Saturday, September 1, 2018

Cinqueterre: Part 2

After twenty minutes in the line to get one-way tickets, we get in the correct line to get all-day tickets to and from and between Cinqueterre's 5 villages/towns.  Daniel is determined that we hike in Monterroso so we take the train there, the farthest of the five terra (each is only a 5 minute train ride from the next).  A German couple is hiking and they share with us that the trail is closed because of falling rocks.  Daniel is disappointed, the kids and I are thrilled, and Daniel relents and agrees to let us all go to the beach.

We're about to turn the corner onto the sand when the German couple returns and says, "The whole trail isn't closed, just the trailhead.  You can catch the trail over here up the street."

The kids complain.  One of them hurls invectives for about twenty straight minutes, tired and despondent and frustrated.  One runs ahead of all of us.  Two stick with me as we change our attitudes and actually enjoy the hike, letting go our desire for immediate beach.  Daniel walks with the German couple.  We go higher and higher, stopping and looking back at the sea and the other four towns (Vernazza, Corniglia, Manarolla, Riomaggiore).  We are past the tired and daunted stage and now feel energized and proud of ourselves.  The German couple lags behind, a bit slower than we are, then catches us (we go faster and then need many more breaks), passes us.  We laugh.  We try to beat the suggested time of the hike whenever we see a recommended time on a wooden sign.  (Are we so American?)

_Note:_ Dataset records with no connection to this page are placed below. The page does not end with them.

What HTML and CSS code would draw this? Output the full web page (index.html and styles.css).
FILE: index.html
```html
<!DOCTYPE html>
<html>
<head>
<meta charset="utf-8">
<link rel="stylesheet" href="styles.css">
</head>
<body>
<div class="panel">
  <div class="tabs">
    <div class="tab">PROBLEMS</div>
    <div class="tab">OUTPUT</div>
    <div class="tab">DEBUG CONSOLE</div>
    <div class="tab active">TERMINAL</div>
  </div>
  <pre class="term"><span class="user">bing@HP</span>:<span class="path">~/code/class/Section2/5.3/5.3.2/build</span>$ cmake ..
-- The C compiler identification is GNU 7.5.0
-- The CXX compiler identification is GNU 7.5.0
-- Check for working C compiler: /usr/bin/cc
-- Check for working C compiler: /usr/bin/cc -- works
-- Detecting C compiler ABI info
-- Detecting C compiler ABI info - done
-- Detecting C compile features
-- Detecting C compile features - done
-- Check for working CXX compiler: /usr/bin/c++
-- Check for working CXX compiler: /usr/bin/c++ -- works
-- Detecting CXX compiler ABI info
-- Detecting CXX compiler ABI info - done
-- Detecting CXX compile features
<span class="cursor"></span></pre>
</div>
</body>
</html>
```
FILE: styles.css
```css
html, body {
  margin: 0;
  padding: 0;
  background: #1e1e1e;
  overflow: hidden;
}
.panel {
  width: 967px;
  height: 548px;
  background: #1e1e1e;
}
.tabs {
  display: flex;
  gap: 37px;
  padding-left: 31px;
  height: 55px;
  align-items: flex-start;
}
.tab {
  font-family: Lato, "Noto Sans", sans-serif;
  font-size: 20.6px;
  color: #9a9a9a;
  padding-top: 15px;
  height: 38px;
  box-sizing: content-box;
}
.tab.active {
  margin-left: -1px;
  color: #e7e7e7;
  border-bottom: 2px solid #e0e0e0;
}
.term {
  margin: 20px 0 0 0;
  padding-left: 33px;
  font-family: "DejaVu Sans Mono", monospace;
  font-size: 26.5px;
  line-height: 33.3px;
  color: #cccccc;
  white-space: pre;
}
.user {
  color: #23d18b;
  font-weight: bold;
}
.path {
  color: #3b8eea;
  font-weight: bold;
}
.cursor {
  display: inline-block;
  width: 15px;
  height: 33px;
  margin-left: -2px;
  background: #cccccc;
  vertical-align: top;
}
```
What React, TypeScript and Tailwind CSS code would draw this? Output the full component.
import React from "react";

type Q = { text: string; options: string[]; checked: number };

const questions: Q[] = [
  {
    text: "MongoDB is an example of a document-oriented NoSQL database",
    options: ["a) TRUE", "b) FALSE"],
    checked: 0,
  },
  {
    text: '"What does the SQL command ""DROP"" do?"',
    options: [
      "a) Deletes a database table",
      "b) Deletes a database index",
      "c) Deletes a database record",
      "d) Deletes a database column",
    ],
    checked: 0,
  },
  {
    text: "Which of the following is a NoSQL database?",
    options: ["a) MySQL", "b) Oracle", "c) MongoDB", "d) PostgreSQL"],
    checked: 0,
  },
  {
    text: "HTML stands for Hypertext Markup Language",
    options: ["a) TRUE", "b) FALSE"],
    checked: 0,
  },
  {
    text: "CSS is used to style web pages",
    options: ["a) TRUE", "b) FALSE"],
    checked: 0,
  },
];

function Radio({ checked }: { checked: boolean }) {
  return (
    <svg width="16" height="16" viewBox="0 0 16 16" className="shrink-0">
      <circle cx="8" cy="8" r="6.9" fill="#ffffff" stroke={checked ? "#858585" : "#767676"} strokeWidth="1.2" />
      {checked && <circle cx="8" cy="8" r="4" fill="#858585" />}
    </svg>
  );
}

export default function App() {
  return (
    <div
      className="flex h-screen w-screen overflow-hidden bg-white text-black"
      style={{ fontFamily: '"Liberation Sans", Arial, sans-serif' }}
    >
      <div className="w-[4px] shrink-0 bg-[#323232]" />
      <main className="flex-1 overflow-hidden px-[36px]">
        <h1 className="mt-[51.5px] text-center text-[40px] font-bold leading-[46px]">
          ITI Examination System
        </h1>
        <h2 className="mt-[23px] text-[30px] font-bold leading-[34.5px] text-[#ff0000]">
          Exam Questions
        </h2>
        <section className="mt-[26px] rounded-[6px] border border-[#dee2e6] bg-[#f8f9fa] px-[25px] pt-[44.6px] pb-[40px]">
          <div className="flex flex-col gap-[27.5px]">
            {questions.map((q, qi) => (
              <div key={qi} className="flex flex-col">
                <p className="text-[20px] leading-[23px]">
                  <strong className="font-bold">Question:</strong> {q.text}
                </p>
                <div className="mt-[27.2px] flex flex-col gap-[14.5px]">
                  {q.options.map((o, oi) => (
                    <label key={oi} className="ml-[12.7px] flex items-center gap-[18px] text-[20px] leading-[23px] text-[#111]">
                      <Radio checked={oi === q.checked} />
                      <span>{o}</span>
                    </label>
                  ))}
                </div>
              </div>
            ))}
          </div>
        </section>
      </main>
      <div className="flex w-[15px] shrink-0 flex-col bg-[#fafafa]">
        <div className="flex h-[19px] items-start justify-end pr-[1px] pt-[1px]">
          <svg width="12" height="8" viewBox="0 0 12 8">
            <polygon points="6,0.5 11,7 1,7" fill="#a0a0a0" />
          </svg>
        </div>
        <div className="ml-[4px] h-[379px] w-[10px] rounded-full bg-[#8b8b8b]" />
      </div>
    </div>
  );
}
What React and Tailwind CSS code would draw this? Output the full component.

And then we're at the top.  And no one's complaining or crying any more.  From high up, we see blue sea and the coastline; we've actually done something today besides sit in the car (somehow the four hour drive becomes so many more for us)  and we look out at the water.  We lie on a rock while the kids explore structures and graffiti.

We take turns with an Irish couple for photos, and the kids run back down.  We adults, on the other hand, turn sideways to do steep steps, slowly descending.

Somehow, in a country with some of the best food in the world, we find ourselves struggling to find food: we walk to the restaurant Claudio recommended and they're closing (maybe because it's now 3pm).  We eat American style pizza in a piazza, change into bathing suits discreetly (we think), and go to the beach.  We hop on the train in Monterroso with a plan to pair two remaining towns with food.  (A Italian colleague told me today, Italians spend less money on clothing and more money on food.  Perhaps we're becoming more Italian?)

In Manarolla we eat gelato and watch teenagers jump off huge rocks in the sea.

In Riomaggiore we eat dinner and watch the sun set.  We get gelato again as we wait for the train.  (Daniel claims that he needs it for driving back to Viterbo.  The kids justify two in one day because we didn't find any in our town last night.  I eat it with no justification.)

Back in Spezia, we find the car and praise Daniel for beginning the three and a half hour drive at 9:30pm.

The three and a half hour drive takes one cappuccino, one espresso, one can of pringles, twenty-seven euros in tolls (oops -- we had heard that this route would have tolls...we hadn't asked how much the tolls were), and over five hours.

General consensus: super trip.  Kids want to get back to La Torba to the beach, return to Pisa to climb up the tower, go to Cinqueterre for a week to hike from town to town.

I'm still not sure where all the hours went and how our two days in Cinqueterre ended up being one full day.  And that's okay.  Someone once told me about listening to the music rather than the words.  That sentiment seems appropriate here -- the feeling is good.  (And I get a cappuccino the next morning to make it through the work day.)